Omit all pictures, then retype the data exactly as given.

--- START SUPPLIED DATA ---

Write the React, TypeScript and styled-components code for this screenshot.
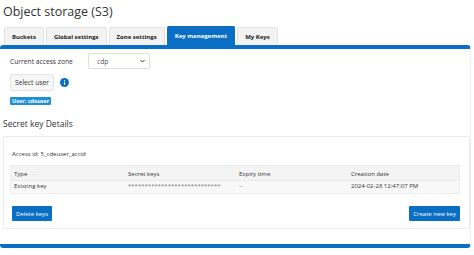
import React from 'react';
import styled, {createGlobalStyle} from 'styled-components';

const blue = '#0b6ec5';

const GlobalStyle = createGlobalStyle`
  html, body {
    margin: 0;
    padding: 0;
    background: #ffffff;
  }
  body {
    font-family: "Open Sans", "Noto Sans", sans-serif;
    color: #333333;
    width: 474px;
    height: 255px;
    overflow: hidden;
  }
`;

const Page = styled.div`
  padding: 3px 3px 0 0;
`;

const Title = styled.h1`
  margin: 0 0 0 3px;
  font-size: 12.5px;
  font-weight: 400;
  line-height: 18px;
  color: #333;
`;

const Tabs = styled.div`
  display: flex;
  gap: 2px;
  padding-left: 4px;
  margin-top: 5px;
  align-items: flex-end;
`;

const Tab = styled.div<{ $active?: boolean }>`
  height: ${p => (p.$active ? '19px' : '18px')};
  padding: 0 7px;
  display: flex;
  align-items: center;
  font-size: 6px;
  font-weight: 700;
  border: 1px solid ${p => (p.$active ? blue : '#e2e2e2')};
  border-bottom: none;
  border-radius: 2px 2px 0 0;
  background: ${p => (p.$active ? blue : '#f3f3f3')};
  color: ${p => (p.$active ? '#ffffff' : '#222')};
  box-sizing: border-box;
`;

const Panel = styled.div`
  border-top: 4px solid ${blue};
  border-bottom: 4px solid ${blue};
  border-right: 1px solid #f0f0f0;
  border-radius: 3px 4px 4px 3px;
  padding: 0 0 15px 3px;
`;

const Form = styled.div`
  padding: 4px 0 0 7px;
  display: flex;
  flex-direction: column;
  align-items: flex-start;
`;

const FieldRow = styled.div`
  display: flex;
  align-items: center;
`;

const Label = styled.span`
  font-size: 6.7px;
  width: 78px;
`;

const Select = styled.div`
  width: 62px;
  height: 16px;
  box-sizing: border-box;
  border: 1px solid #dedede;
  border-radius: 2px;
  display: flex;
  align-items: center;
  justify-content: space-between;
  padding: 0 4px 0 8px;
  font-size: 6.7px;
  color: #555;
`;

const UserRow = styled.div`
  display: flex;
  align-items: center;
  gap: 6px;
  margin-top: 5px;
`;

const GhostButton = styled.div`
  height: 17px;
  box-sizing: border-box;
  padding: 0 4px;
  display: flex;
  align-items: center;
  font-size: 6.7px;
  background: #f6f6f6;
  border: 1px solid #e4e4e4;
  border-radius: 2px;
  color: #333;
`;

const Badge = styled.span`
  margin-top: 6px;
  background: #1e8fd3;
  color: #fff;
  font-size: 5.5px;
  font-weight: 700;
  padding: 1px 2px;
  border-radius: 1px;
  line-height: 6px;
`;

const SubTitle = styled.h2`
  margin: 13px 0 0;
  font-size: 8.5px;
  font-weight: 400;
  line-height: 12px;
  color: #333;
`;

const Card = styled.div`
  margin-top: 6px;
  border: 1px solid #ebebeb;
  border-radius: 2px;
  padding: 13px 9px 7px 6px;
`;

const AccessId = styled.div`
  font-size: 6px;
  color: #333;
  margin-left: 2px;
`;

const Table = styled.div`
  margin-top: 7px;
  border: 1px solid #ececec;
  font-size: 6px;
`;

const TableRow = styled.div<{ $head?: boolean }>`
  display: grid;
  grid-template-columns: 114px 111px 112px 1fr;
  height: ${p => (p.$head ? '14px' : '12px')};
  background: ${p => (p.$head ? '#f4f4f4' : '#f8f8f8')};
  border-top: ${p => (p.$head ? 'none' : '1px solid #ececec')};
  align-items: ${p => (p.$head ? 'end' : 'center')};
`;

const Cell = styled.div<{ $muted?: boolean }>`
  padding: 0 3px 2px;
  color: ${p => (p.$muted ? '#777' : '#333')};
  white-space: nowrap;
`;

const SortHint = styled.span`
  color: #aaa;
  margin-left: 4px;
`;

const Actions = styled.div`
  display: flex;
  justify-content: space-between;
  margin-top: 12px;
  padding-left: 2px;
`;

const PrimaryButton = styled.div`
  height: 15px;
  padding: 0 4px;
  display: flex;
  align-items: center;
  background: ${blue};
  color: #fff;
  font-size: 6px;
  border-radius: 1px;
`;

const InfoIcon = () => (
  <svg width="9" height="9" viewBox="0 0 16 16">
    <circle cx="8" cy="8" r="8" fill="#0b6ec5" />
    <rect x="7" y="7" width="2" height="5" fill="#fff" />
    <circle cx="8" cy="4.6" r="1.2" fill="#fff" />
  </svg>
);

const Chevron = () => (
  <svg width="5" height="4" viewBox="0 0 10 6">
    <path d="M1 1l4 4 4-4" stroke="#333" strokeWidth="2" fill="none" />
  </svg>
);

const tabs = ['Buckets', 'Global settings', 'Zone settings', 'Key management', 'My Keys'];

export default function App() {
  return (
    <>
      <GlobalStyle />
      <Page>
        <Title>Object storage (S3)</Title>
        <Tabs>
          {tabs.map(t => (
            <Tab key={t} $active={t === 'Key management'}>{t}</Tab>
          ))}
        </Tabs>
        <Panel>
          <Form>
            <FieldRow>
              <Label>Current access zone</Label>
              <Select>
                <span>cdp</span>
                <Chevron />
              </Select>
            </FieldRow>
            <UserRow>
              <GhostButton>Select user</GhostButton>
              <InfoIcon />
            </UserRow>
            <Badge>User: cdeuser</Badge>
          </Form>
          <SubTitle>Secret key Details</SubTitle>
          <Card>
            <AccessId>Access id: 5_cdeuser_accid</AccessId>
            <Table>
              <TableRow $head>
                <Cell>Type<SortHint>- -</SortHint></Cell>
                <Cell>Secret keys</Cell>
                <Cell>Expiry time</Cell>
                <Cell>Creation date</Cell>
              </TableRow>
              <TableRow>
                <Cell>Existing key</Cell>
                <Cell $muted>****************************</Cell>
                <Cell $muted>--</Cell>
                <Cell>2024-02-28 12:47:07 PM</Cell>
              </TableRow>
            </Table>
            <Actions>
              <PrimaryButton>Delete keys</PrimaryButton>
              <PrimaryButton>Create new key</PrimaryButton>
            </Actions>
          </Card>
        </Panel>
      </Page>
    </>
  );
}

--- END SUPPLIED DATA ---

• RESULT BELOW:
Write the React, TypeScript and styled-components code for this screenshot.
import React from 'react';
import styled, {createGlobalStyle} from 'styled-components';

const blue = '#0b6ec5';

const GlobalStyle = createGlobalStyle`
  html, body {
    margin: 0;
    padding: 0;
    background: #ffffff;
  }
  body {
    font-family: "Open Sans", "Noto Sans", sans-serif;
    color: #333333;
    width: 474px;
    height: 255px;
    overflow: hidden;
  }
`;

const Page = styled.div`
  padding: 3px 3px 0 0;
`;

const Title = styled.h1`
  margin: 0 0 0 3px;
  font-size: 12.5px;
  font-weight: 400;
  line-height: 18px;
  color: #333;
`;

const Tabs = styled.div`
  display: flex;
  gap: 2px;
  padding-left: 4px;
  margin-top: 5px;
  align-items: flex-end;
`;

const Tab = styled.div<{ $active?: boolean }>`
  height: ${p => (p.$active ? '19px' : '18px')};
  padding: 0 7px;
  display: flex;
  align-items: center;
  font-size: 6px;
  font-weight: 700;
  border: 1px solid ${p => (p.$active ? blue : '#e2e2e2')};
  border-bottom: none;
  border-radius: 2px 2px 0 0;
  background: ${p => (p.$active ? blue : '#f3f3f3')};
  color: ${p => (p.$active ? '#ffffff' : '#222')};
  box-sizing: border-box;
`;

const Panel = styled.div`
  border-top: 4px solid ${blue};
  border-bottom: 4px solid ${blue};
  border-right: 1px solid #f0f0f0;
  border-radius: 3px 4px 4px 3px;
  padding: 0 0 15px 3px;
`;

const Form = styled.div`
  padding: 4px 0 0 7px;
  display: flex;
  flex-direction: column;
  align-items: flex-start;
`;

const FieldRow = styled.div`
  display: flex;
  align-items: center;
`;

const Label = styled.span`
  font-size: 6.7px;
  width: 78px;
`;

const Select = styled.div`
  width: 62px;
  height: 16px;
  box-sizing: border-box;
  border: 1px solid #dedede;
  border-radius: 2px;
  display: flex;
  align-items: center;
  justify-content: space-between;
  padding: 0 4px 0 8px;
  font-size: 6.7px;
  color: #555;
`;

const UserRow = styled.div`
  display: flex;
  align-items: center;
  gap: 6px;
  margin-top: 5px;
`;

const GhostButton = styled.div`
  height: 17px;
  box-sizing: border-box;
  padding: 0 4px;
  display: flex;
  align-items: center;
  font-size: 6.7px;
  background: #f6f6f6;
  border: 1px solid #e4e4e4;
  border-radius: 2px;
  color: #333;
`;

const Badge = styled.span`
  margin-top: 6px;
  background: #1e8fd3;
  color: #fff;
  font-size: 5.5px;
  font-weight: 700;
  padding: 1px 2px;
  border-radius: 1px;
  line-height: 6px;
`;

const SubTitle = styled.h2`
  margin: 13px 0 0;
  font-size: 8.5px;
  font-weight: 400;
  line-height: 12px;
  color: #333;
`;

const Card = styled.div`
  margin-top: 6px;
  border: 1px solid #ebebeb;
  border-radius: 2px;
  padding: 13px 9px 7px 6px;
`;

const AccessId = styled.div`
  font-size: 6px;
  color: #333;
  margin-left: 2px;
`;

const Table = styled.div`
  margin-top: 7px;
  border: 1px solid #ececec;
  font-size: 6px;
`;

const TableRow = styled.div<{ $head?: boolean }>`
  display: grid;
  grid-template-columns: 114px 111px 112px 1fr;
  height: ${p => (p.$head ? '14px' : '12px')};
  background: ${p => (p.$head ? '#f4f4f4' : '#f8f8f8')};
  border-top: ${p => (p.$head ? 'none' : '1px solid #ececec')};
  align-items: ${p => (p.$head ? 'end' : 'center')};
`;

const Cell = styled.div<{ $muted?: boolean }>`
  padding: 0 3px 2px;
  color: ${p => (p.$muted ? '#777' : '#333')};
  white-space: nowrap;
`;

const SortHint = styled.span`
  color: #aaa;
  margin-left: 4px;
`;

const Actions = styled.div`
  display: flex;
  justify-content: space-between;
  margin-top: 12px;
  padding-left: 2px;
`;

const PrimaryButton = styled.div`
  height: 15px;
  padding: 0 4px;
  display: flex;
  align-items: center;
  background: ${blue};
  color: #fff;
  font-size: 6px;
  border-radius: 1px;
`;

const InfoIcon = () => (
  <svg width="9" height="9" viewBox="0 0 16 16">
    <circle cx="8" cy="8" r="8" fill="#0b6ec5" />
    <rect x="7" y="7" width="2" height="5" fill="#fff" />
    <circle cx="8" cy="4.6" r="1.2" fill="#fff" />
  </svg>
);

const Chevron = () => (
  <svg width="5" height="4" viewBox="0 0 10 6">
    <path d="M1 1l4 4 4-4" stroke="#333" strokeWidth="2" fill="none" />
  </svg>
);

const tabs = ['Buckets', 'Global settings', 'Zone settings', 'Key management', 'My Keys'];

export default function App() {
  return (
    <>
      <GlobalStyle />
      <Page>
        <Title>Object storage (S3)</Title>
        <Tabs>
          {tabs.map(t => (
            <Tab key={t} $active={t === 'Key management'}>{t}</Tab>
          ))}
        </Tabs>
        <Panel>
          <Form>
            <FieldRow>
              <Label>Current access zone</Label>
              <Select>
                <span>cdp</span>
                <Chevron />
              </Select>
            </FieldRow>
            <UserRow>
              <GhostButton>Select user</GhostButton>
              <InfoIcon />
            </UserRow>
            <Badge>User: cdeuser</Badge>
          </Form>
          <SubTitle>Secret key Details</SubTitle>
          <Card>
            <AccessId>Access id: 5_cdeuser_accid</AccessId>
            <Table>
              <TableRow $head>
                <Cell>Type<SortHint>- -</SortHint></Cell>
                <Cell>Secret keys</Cell>
                <Cell>Expiry time</Cell>
                <Cell>Creation date</Cell>
              </TableRow>
              <TableRow>
                <Cell>Existing key</Cell>
                <Cell $muted>****************************</Cell>
                <Cell $muted>--</Cell>
                <Cell>2024-02-28 12:47:07 PM</Cell>
              </TableRow>
            </Table>
            <Actions>
              <PrimaryButton>Delete keys</PrimaryButton>
              <PrimaryButton>Create new key</PrimaryButton>
            </Actions>
          </Card>
        </Panel>
      </Page>
    </>
  );
}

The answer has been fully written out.